Enquanto o projeto não vem, o grupo Autistas Alviverdes conseguiu um espaço de prestígio: o camarote chamado Parque Mirante oferece, em geral, dois pares de ingresso de cortesia, por jogo, para dois autistas e mais acompanhantes. No local há ainda três terapeutas que acompanham a partida e estão aptas a ajudar. A possibilidade de ter uma sala para se acalmar aproxima fãs de seus esportes — que podem experimentar um de seus lados mais benéficos, o de poder ter uma paixão pelo time.
— Para quem tem “hiperfoco” (uma característica do autismo) no futebol, como é meu caso, o esporte é seu banho gelado para desestressar.
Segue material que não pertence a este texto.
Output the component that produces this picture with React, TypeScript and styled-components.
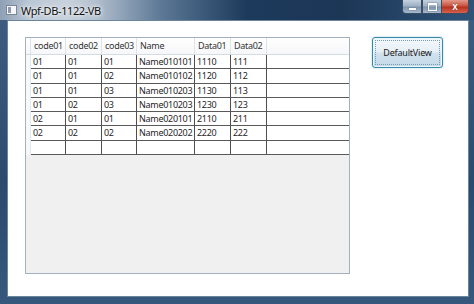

Se eu estou num momento difícil e lembro que tenho um jogo daqui a dois dias, tudo fica melhor — diz Bárbara Louise, diretora do Autistas Alviverdes e terapeuta.
Há ainda de se dizer que a presença no estádio inaugura novas vontades e interesses. Foi o que aconteceu com o pequeno Pedro, de 7 anos, que visitou o Allianz pela primeira vez com apoio do grupo. Apesar de alguma tensão no momento do gol — e rapidamente amparado pelos pais Helder e Renata Pereira— o garoto adotou um novo questionamento ao seu vocabulário graças à visita. E não economiza no uso.
— Oi, qual time você torce? — perguntou logo à reportagem do GLOBO ao saber que o papo com os pais era sobre futebol.